From the first Κyrie eleison… [we] were enveloped in sound. It goes without saying that there are no microphones: our voices were amplified, mixed and balanced by the room itself. Its stone surfaces, high ceilings, and multiple domes and apses create an ideal singing space. As the night progressed through our six-hour vigil (without Divine Liturgy, which took place the next morning), I realized that my voice was not nearly as tired as it should have been. I barely had to sing, and the temple resonated… Since they often sing upwards of 5 services a day, the fathers usually chant with a light voice, having learned to allow the temple’s wonderful acoustics do most of the work for them.  They are thus able to continue chanting for many hours, and still add the ornaments and expressive devices (those who know them) that are part of the oral tradition.  Just like anywhere else, some have richer or stronger voices than others, some have better ears than others, but like everything else they do, it comes as naturally as breathing does to the rest of us.

I’ll also note that since beginning this series, something that’s happened is Cappella Romana’s concert at Stanford University where they performed medieval Byzantine repertoire using a digitally-reconstructed model of Hagia Sophia’s acoustics. (You can find video excerpts of the concert on YouTube.)

One of the things I want to point out here is that one of the ways that a singer in church gauges time has to do with duration of the voice. This is one of the things my friend noticed chanting on the Holy Mountain; the way the length of the service impacted him as a cantor was different because the acoustic of the church was different, meaning vocal stamina, and therefore earthly time, was less of a factor for him; as he says it is for the monks, it becomes natural to worship in a manner unconcerned with the tick of the clock.
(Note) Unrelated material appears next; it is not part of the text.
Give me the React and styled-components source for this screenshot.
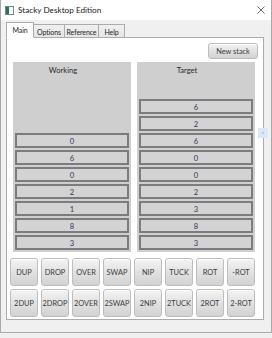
import React from 'react';
import styled, { createGlobalStyle } from 'styled-components';

const GlobalStyle = createGlobalStyle`
  html, body {
    margin: 0;
    padding: 0;
    background: #f0f0f0;
  }
  * {
    box-sizing: border-box;
  }
`;

const Window = styled.div`
  position: relative;
  width: 272px;
  height: 333px;
  display: flex;
  flex-direction: column;
  background: #f0f0f0;
  border: 1px solid #a9a9a9;
  border-top: none;
  font-family: Lato, 'Open Sans', sans-serif;
  color: #222;
`;

const TitleBar = styled.div`
  height: 20px;
  display: flex;
  align-items: center;
  padding: 0 6px 0 4px;
  background: #ffffff;
  font-size: 8.2px;
  color: #1a1a1a;
`;

const TitleText = styled.span`
  flex: 1;
  margin-left: 4px;
`;

const Body = styled.div`
  flex: 1;
  display: flex;
  flex-direction: column;
  padding: 2px 7px 0 5px;
`;

const TabStrip = styled.div`
  display: flex;
  align-items: flex-end;
  height: 16px;
  margin-bottom: -1px;
  position: relative;
  z-index: 1;
`;

const Tab = styled.div`
  display: flex;
  align-items: center;
  justify-content: center;
  width: ${({ $w }) => $w}px;
  height: ${({ $active }) => ($active ? 16 : 14)}px;
  font-size: 7px;
  letter-spacing: -0.1px;
  color: #1e1e1e;
  border: 1px solid #acacac;
  border-left: ${({ $active, $first }) => ($active || $first ? '1px solid #acacac' : 'none')};
  border-bottom: ${({ $active }) => ($active ? '1px solid #ffffff' : '1px solid #acacac')};
  background: ${({ $active }) =>
    $active ? '#ffffff' : 'linear-gradient(#f0f0f0, #e5e5e5)'};
  padding-top: ${({ $active }) => ($active ? 0 : 1)}px;
  white-space: nowrap;
`;

const TabPanel = styled.div`
  height: 283px;
  display: flex;
  flex-direction: column;
  background: #ffffff;
  border: 1px solid #acacac;
  padding: 5px 5px 2px 3px;
`;

const Toolbar = styled.div`
  display: flex;
  justify-content: flex-end;
  margin-bottom: 3px;
`;

const PushButton = styled.button`
  font-family: inherit;
  font-size: 7.4px;
  color: #3c3c3c;
  width: ${({ $w }) => $w}px;
  height: ${({ $h }) => $h}px;
  padding: 0;
  border: 1px solid #bdbdbd;
  border-radius: 3px;
  background: linear-gradient(#f4f4f4, #e3e3e3 45%, #d2d2d2);
  box-shadow: inset 0 1px 0 #ffffff;
  display: flex;
  align-items: center;
  justify-content: center;
  white-space: nowrap;
`;

const Stacks = styled.div`
  display: grid;
  grid-template-columns: 118px 118px;
  gap: 6px;
  margin: 0 2px 0 3px;
  height: 190px;
`;

const StackPanel = styled.div`
  display: flex;
  flex-direction: column;
  background: #cfcfcf;
  padding: 0 2px 2px 2px;
`;

const StackHeader = styled.div`
  font-size: 7.6px;
  color: #2a2a2a;
  text-align: center;
  padding: 3px 18px 0 0;
  height: 14px;
`;

const StackRows = styled.div`
  flex: 1;
  display: flex;
  flex-direction: column;
  justify-content: flex-end;
  gap: 2px;
`;

const Cell = styled.div`
  height: 15px;
  border: 2px solid #7c7c7c;
  background: #d3d3d3;
  display: flex;
  align-items: center;
  justify-content: center;
  font-size: 7.6px;
  color: #34385a;
`;

const Commands = styled.div`
  display: grid;
  grid-template-columns: repeat(8, 28px);
  grid-auto-rows: 28px;
  gap: 3px;
  margin-top: 6px;
`;

const Grip = styled.div`
  position: absolute;
  left: 257px;
  top: 128px;
  width: 10px;
  height: 10px;
  background: #dbe7f4;
  display: flex;
  align-items: center;
  justify-content: center;
  &::after {
    content: '';
    width: 2px;
    height: 2px;
    background: #b8cde3;
  }
`;

const AppIcon = () => (
  <svg width="9" height="9" viewBox="0 0 9 9">
    <rect x="0.5" y="0.5" width="8" height="8" fill="#ffffff" stroke="#6b8f86" />
    <rect x="1" y="1" width="3" height="7" fill="#2f6e5f" />
  </svg>
);

const CloseIcon = () => (
  <svg width="8" height="8" viewBox="0 0 8 8">
    <path d="M0.5 0.5 L7.5 7.5 M7.5 0.5 L0.5 7.5" stroke="#444" strokeWidth="0.8" />
  </svg>
);

const tabs = [
  { label: 'Main', w: 28 },
  { label: 'Options', w: 31 },
  { label: 'Reference', w: 34 },
  { label: 'Help', w: 26 },
];

const working = [0, 6, 0, 2, 1, 8, 3];
const target = [6, 2, 6, 0, 0, 2, 3, 8, 3];

const commands = [
  'DUP', 'DROP', 'OVER', 'SWAP', 'NIP', 'TUCK', 'ROT', '-ROT',
  '2DUP', '2DROP', '2OVER', '2SWAP', '2NIP', '2TUCK', '2ROT', '2-ROT',
];

const Stack = ({ title, values }) => (
  <StackPanel>
    <StackHeader>{title}</StackHeader>
    <StackRows>
      {values.map((v, i) => (
        <Cell key={i}>{v}</Cell>
      ))}
    </StackRows>
  </StackPanel>
);

const App = () => (
  <Window>
    <GlobalStyle />
    <TitleBar>
      <AppIcon />
      <TitleText>Stacky Desktop Edition</TitleText>
      <CloseIcon />
    </TitleBar>
    <Body>
      <TabStrip>
        {tabs.map((t, i) => (
          <Tab key={t.label} $w={t.w} $active={i === 0} $first={i === 0}>
            {t.label}
          </Tab>
        ))}
      </TabStrip>
      <TabPanel>
        <Toolbar>
          <PushButton $w={50} $h={16}>New stack</PushButton>
        </Toolbar>
        <Stacks>
          <Stack title="Working" values={working} />
          <Stack title="Target" values={target} />
        </Stacks>
        <Commands>
          {commands.map((c) => (
            <PushButton key={c} $w={28} $h={28}>{c}</PushButton>
          ))}
        </Commands>
      </TabPanel>
    </Body>
    <Grip />
  </Window>
);

export default App;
There’s also a way that perception of time is altered for the worshipper in the nave when this kind of acoustic is provided for; singers and clergy have to adjust what they do to account for the reverberation, meaning that they are going to have to sing and speak more slowly. This will mean that liturgical moments that we might normally gloss over and speed through are going to be prolonged, just by virtue of the fact that in order to be understandable in a live room, you can’t rush through anything lest you sound like nothing so much as one of Charlie Brown’s teachers. Also, I can tell you that the more singers get back from a room, the more likely they are to slow down instinctively anyway.

(Some of you may well be thinking that a live acoustic’s tendency to lengthen the services is actually a better argument for deadening the reverberation as much as possible, but the working assumption of this whole series is that, when it comes to the Church’s worship, you’re on God’s time, and quite literally don’t have any place better to be.)
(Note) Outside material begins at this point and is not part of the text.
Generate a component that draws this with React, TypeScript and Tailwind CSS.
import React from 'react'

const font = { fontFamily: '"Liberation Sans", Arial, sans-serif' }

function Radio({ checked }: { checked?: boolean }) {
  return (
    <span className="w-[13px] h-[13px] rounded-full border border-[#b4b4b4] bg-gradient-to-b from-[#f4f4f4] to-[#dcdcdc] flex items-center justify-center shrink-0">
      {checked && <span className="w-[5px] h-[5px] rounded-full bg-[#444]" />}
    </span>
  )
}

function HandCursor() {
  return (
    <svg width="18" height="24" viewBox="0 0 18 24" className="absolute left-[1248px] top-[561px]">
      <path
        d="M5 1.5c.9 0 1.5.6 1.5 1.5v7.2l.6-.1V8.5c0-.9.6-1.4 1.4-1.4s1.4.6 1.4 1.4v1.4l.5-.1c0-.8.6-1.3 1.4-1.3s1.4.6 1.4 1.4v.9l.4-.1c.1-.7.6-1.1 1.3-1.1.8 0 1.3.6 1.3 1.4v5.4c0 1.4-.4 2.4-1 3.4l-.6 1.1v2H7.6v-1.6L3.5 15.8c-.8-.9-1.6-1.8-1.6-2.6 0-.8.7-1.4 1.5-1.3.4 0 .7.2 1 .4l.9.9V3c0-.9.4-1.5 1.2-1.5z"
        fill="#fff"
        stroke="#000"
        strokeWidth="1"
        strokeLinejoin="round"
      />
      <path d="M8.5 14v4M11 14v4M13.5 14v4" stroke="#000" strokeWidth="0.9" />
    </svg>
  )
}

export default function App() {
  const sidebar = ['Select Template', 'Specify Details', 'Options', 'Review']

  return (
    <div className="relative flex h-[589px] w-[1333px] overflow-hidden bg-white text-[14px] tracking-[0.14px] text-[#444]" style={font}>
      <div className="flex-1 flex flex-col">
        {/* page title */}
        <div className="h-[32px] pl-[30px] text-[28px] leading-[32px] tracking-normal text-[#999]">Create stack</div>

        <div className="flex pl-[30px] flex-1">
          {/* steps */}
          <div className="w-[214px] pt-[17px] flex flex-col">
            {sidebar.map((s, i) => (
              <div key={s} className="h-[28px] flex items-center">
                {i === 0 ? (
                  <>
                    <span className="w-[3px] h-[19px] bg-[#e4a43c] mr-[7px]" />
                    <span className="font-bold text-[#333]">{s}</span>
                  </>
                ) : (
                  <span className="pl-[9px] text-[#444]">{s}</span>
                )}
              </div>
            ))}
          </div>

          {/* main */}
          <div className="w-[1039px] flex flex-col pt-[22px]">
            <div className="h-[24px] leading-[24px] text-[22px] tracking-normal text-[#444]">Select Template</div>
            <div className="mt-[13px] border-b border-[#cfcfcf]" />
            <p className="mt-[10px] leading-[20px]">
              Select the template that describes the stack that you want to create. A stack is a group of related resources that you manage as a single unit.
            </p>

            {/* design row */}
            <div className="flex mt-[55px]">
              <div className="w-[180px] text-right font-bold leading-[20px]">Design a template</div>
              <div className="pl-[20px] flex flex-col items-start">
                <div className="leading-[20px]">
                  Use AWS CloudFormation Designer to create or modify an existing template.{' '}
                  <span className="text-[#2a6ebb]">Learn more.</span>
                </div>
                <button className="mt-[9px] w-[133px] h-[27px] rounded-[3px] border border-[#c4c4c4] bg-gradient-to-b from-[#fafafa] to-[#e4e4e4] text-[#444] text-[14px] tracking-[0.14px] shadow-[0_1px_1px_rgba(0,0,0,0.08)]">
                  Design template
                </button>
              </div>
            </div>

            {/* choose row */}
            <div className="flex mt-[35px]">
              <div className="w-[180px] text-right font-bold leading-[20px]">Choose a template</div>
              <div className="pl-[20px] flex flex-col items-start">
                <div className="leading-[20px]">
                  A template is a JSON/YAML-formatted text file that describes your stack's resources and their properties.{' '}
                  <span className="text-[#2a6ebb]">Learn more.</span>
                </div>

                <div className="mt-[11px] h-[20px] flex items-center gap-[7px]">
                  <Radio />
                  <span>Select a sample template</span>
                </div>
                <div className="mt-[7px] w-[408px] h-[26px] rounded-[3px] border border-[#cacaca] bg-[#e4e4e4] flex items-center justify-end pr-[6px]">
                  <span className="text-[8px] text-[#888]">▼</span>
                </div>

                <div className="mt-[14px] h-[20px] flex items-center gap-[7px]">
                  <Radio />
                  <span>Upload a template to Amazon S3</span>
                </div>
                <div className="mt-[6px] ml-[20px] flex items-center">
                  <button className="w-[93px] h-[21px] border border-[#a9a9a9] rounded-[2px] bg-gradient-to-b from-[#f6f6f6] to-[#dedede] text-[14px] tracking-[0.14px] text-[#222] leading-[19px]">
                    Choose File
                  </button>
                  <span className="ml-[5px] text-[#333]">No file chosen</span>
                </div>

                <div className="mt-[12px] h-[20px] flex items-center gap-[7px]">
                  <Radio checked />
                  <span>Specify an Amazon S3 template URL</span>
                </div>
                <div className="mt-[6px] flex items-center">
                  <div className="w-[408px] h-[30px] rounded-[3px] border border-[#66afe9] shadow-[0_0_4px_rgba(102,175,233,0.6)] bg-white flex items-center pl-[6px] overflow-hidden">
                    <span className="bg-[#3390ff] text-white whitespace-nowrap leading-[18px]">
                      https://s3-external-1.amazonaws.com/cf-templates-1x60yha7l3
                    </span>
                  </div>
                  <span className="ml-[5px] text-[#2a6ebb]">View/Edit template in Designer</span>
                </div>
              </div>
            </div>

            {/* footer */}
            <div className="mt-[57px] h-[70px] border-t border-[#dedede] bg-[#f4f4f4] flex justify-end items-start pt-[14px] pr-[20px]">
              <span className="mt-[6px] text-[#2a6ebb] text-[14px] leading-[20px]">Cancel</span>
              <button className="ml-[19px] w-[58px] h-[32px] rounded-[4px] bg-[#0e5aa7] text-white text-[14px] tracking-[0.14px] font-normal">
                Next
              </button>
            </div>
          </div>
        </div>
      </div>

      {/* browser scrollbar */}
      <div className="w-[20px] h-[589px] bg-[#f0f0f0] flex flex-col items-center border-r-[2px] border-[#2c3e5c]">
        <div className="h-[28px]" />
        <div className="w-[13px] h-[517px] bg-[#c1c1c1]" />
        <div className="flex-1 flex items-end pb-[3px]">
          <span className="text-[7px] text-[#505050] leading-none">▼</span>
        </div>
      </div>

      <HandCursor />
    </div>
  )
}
Bottom line as far as acoustics go: a church that actually feels good to sing in is going to be far better for everybody, and it will do a much better job of facilitating the function of liturgy, than a church building in which it is physically painful and exhausting to sing in. Even a small building needs at least some give in the acoustic, because a small church building means you aren’t going to have room for a big choir and everything it needs. And yes, even if you’re using a sound system, these are important issues, because while speakers can help distribute sound better in a dead, small room, they can’t actually make it sound any better or, for that matter, natural.
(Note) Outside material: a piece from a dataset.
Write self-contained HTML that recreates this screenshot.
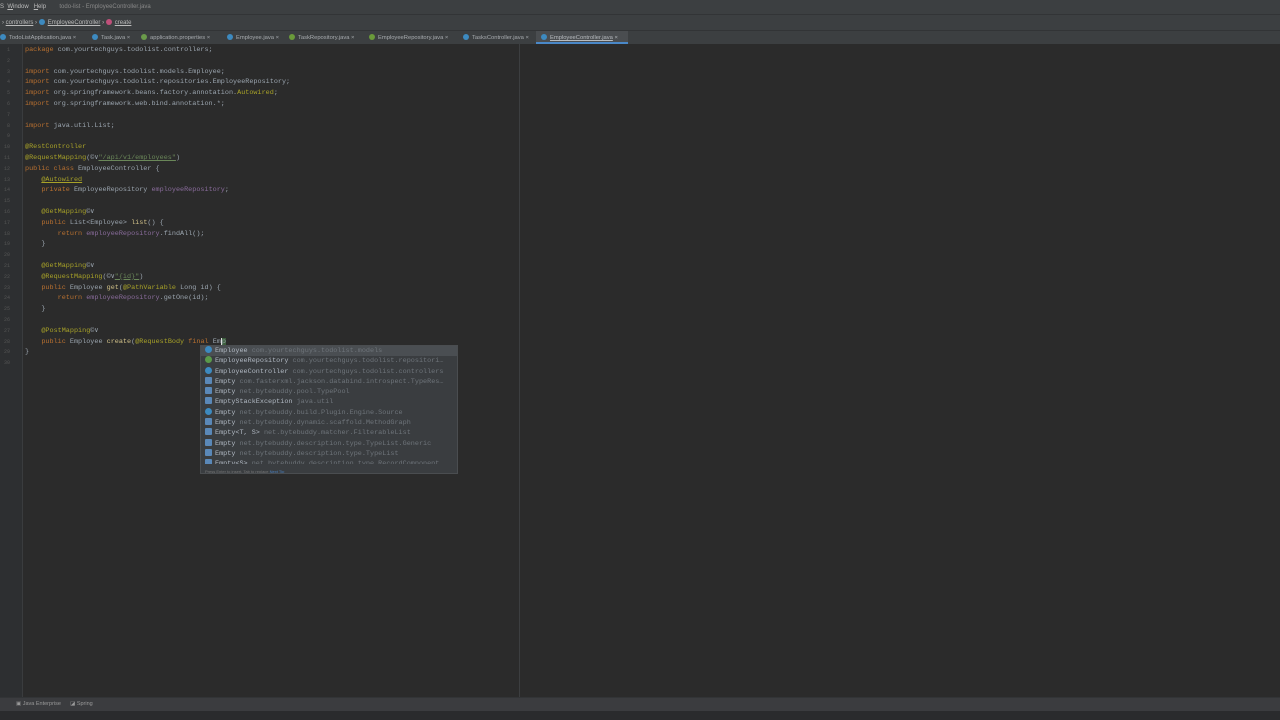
<!DOCTYPE html>
<html><head><meta charset="utf-8"><style>
*{margin:0;padding:0;box-sizing:border-box}
body{width:1280px;height:720px;background:#2b2b2b;overflow:hidden;position:relative;font-family:"Liberation Sans",sans-serif}
.bar{position:absolute;left:0;width:1280px;background:#3c3f41}
.t{position:absolute;font-size:6px;color:#a0a4a8;white-space:nowrap}
.code{position:absolute;left:25px;top:45px;font-family:"Liberation Mono",monospace;font-size:6.8px;line-height:10.8px;color:#9aa4ae;white-space:pre}
.k{color:#b87030}.a{color:#a8a228}.f{color:#8a6c9c}.s{color:#6a8759;text-decoration:underline}.m{color:#d0c088}
.ln{position:absolute;left:0;top:45px;width:10px;font-family:"Liberation Mono",monospace;font-size:5px;line-height:10.8px;color:#555;text-align:right;white-space:pre}
.dot{display:inline-block;width:6px;height:6px;border-radius:50%;vertical-align:-1px;margin-right:3px}
.pop{position:absolute;left:200px;top:345px;width:258px;height:129px;background:#3a3d40;border:1px solid #4a4d50;font-family:"Liberation Mono",monospace;font-size:6.8px;line-height:10.3px;color:#b0b8c2;overflow:hidden}
.pop div{padding-left:4px;white-space:nowrap;height:10.3px;overflow:hidden}
.pop .g{color:#6e747a}
.ic{display:inline-block;width:7px;height:7px;border-radius:50%;background:#3d8ac0;vertical-align:-1px;margin-right:3px}
.ig{background:#5a9a4a}.ib{border-radius:1px;background:#5a88b8}
.tab{position:absolute;top:34px;font-size:5.8px;color:#a8acb0;white-space:nowrap}
</style></head><body>
<div class="bar" style="top:0;height:14px;background:#3c3f41"></div>
<div class="t" style="left:0;top:4px;color:#bbb">S&nbsp; <u>W</u>indow&nbsp;&nbsp; <u>H</u>elp &nbsp;&nbsp;&nbsp;&nbsp;&nbsp;&nbsp; <span style="color:#888">todo-list - EmployeeController.java</span></div>
<div class="bar" style="top:14px;height:16px;border-top:1px solid #323436"></div>
<div class="t" style="left:2px;top:19px;color:#bbb">› <u>controllers</u> › <span class="dot" style="background:#3d8ac0"></span><u>EmployeeController</u> › <span class="dot" style="background:#c0507a"></span><u>create</u></div>
<div class="bar" style="top:30px;height:14px;border-top:1px solid #323436"></div>
<div class="tab" style="left:0"><span class="dot" style="background:#3d8ac0"></span>TodoListApplication.java ×</div>
<div class="tab" style="left:92px"><span class="dot" style="background:#3d8ac0"></span>Task.java ×</div>
<div class="tab" style="left:141px"><span class="dot" style="background:#6a9a4a"></span>application.properties ×</div>
<div class="tab" style="left:227px"><span class="dot" style="background:#3d8ac0"></span>Employee.java ×</div>
<div class="tab" style="left:289px"><span class="dot" style="background:#6a9a3a"></span>TaskRepository.java ×</div>
<div class="tab" style="left:369px"><span class="dot" style="background:#6a9a3a"></span>EmployeeRepository.java ×</div>
<div class="tab" style="left:463px"><span class="dot" style="background:#3d8ac0"></span>TasksController.java ×</div>
<div style="position:absolute;left:536px;top:31px;width:92px;height:13px;background:#4a4d50;border-bottom:2px solid #4a88c8"></div>
<div class="tab" style="left:541px;color:#b8bcc0"><span class="dot" style="background:#3d8ac0"></span><u>EmployeeController.java</u> ×</div>
<div style="position:absolute;left:0;top:44px;width:22px;height:653px;background:#2d2f31"></div>
<div style="position:absolute;left:22px;top:44px;width:1px;height:653px;background:#3a3c3e"></div>
<div style="position:absolute;left:519px;top:44px;width:1px;height:653px;background:#3c3e40"></div>
<div class="ln">1
2
3
4
5
6
7
8
9
10
11
12
13
14
15
16
17
18
19
20
21
22
23
24
25
26
27
28
29
30</div>
<div class="code"><span class="k">package</span> com.yourtechguys.todolist.controllers;

<span class="k">import</span> com.yourtechguys.todolist.models.Employee;
<span class="k">import</span> com.yourtechguys.todolist.repositories.EmployeeRepository;
<span class="k">import</span> org.springframework.beans.factory.annotation.<span class="a">Autowired</span>;
<span class="k">import</span> org.springframework.web.bind.annotation.*;

<span class="k">import</span> java.util.List;

<span class="a">@RestController</span>
<span class="a">@RequestMapping</span>(©∨<span class="s">"/api/v1/employees"</span>)
<span class="k">public class</span> EmployeeController {
    <span class="a" style="text-decoration:underline">@Autowired</span>
    <span class="k">private</span> EmployeeRepository <span class="f">employeeRepository</span>;

    <span class="a">@GetMapping</span>©∨
    <span class="k">public</span> List&lt;Employee&gt; <span class="m">list</span>() {
        <span class="k">return</span> <span class="f">employeeRepository</span>.findAll();
    }

    <span class="a">@GetMapping</span>©∨
    <span class="a">@RequestMapping</span>(©∨<span class="s">"{id}"</span>)
    <span class="k">public</span> Employee <span class="m">get</span>(<span class="a">@PathVariable</span> Long id) {
        <span class="k">return</span> <span class="f">employeeRepository</span>.getOne(id);
    }

    <span class="a">@PostMapping</span>©∨
    <span class="k">public</span> Employee <span class="m">create</span>(<span class="a">@RequestBody</span> <span class="k">final</span> Em<span style="border-left:1px solid #ddd;background:#3b5e3b">p</span>
}</div>
<div class="pop">
<div style="background:#4a4e52"><span class="ic"></span>Employee <span class="g">com.yourtechguys.todolist.models</span></div>
<div><span class="ic ig"></span>EmployeeRepository <span class="g">com.yourtechguys.todolist.repositori…</span></div>
<div><span class="ic"></span>EmployeeController <span class="g">com.yourtechguys.todolist.controllers</span></div>
<div><span class="ic ib"></span>Empty <span class="g">com.fasterxml.jackson.databind.introspect.TypeRes…</span></div>
<div><span class="ic ib"></span>Empty <span class="g">net.bytebuddy.pool.TypePool</span></div>
<div><span class="ic ib"></span>EmptyStackException <span class="g">java.util</span></div>
<div><span class="ic"></span>Empty <span class="g">net.bytebuddy.build.Plugin.Engine.Source</span></div>
<div><span class="ic ib"></span>Empty <span class="g">net.bytebuddy.dynamic.scaffold.MethodGraph</span></div>
<div><span class="ic ib"></span>Empty&lt;T, S&gt; <span class="g">net.bytebuddy.matcher.FilterableList</span></div>
<div><span class="ic ib"></span>Empty <span class="g">net.bytebuddy.description.type.TypeList.Generic</span></div>
<div><span class="ic ib"></span>Empty <span class="g">net.bytebuddy.description.type.TypeList</span></div>
<div style="height:5px"><span class="ic ib"></span>Empty&lt;S&gt; <span class="g">net.bytebuddy.description.type.RecordComponent</span></div>
<div style="font-family:'Liberation Sans',sans-serif;font-size:4px;color:#777;padding-top:3px;height:12px">Press Enter to insert, Tab to replace <span style="color:#4a80c0">Next Tip</span></div>
</div>
<div class="bar" style="top:697px;height:14px;background:#3b3c3f;border-top:1px solid #323436"></div>
<div class="t" style="left:16px;top:701px;font-size:5.5px;color:#999">▣ Java Enterprise &nbsp;&nbsp;&nbsp;&nbsp; ◪ Spring</div>
<div style="position:absolute;left:0;top:711px;width:1280px;height:9px;background:#2a2b2d"></div>
</body></html>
Which brings me to the other part of the building question: the need for a part of the church specifically designated for its singers, with sufficient room for them to perform their function and for storage of the necessary books (and space for rehearsal). If you are thinking about these matters for a church that has yet to be built, please let me suggest the following practical considerations from my own experience:

  • Be careful about where you put doors and fire exits. That is, if there’s a chance you may need your singers standing someplace, don’t put doors and fire exits immediately behind them (particularly if those doors are the only ones leading to the bathrooms, cry rooms, offices, etc.)
  • Be mindful of traffic patterns. If the corner where you intend to put your singers is tightly boxed in by a wall on one side, the solea on another, and the traffic pattern from a deacon’s door on still another, and/or blocked by a column, then you need to rethink things.
  • If you have no choice but to be maximally economical with space, black metal stands are not going to be a good use of what little space you have. You will still need somewhere to store books, and multiple stands take up a deceptively large amount of room. Better to have an analogion with a multi-sided turntable top and a cabinet body; you can have multiple people gathering around it with a book on each side, and everybody will be able to see and hear each other reasonably well.
  • While there is certainly a tradition of choir lofts that has evolved in Orthodox churches, you need to be aware that this will require access either via stairs or an elevator (and my guess is that, accessibility concerns being what they are in this day and age, most codes are going to require elevators).
  • Particularly in a small church building, risers can have the unintended consequence of penning people in. Music stands plus risers mean you’re going to have perhaps 5-10 people taking up space that 20 could occupy.
  • Antiphonal choirs on the left and right at the front of the church, while I recognize are commonly categorized under the rubric of “things nobody does anymore” (even though that’s by no means true), do a nice job of evenly distributing one’s singers rather than concentrating them in one spot, they allow you to do some really nice things liturgically, and means that the organization of the worshippers in the church reflects a cruciform scheme — priest, choirs, congregation.
  • Make some provision for a rehearsal room that your singers can access on demand. This need not necessarily be a full-fledged “choir room” that’s part classroom, part music office, but it sure can’t hurt if you can manage it. You shouldn’t have to accommodate a piano, so that hopefully can ease some space concerns.

Above all: work with an architect who understands acoustics and how to build for liturgy. You don’t need somebody who knows how to build a restaurant or a convenience store; you need somebody who knows how to build an Orthodox church. Build for good liturgy first, and I guarantee you your singers will thank you for it; if nothing else, it will be better for the long-term physical, mental, spiritual, and vocal health of your singers to not feel that they are engaged in a physical battle with the very room in which they’re trying to worship. There are already a sufficient number of spiritual battles going on in church during services.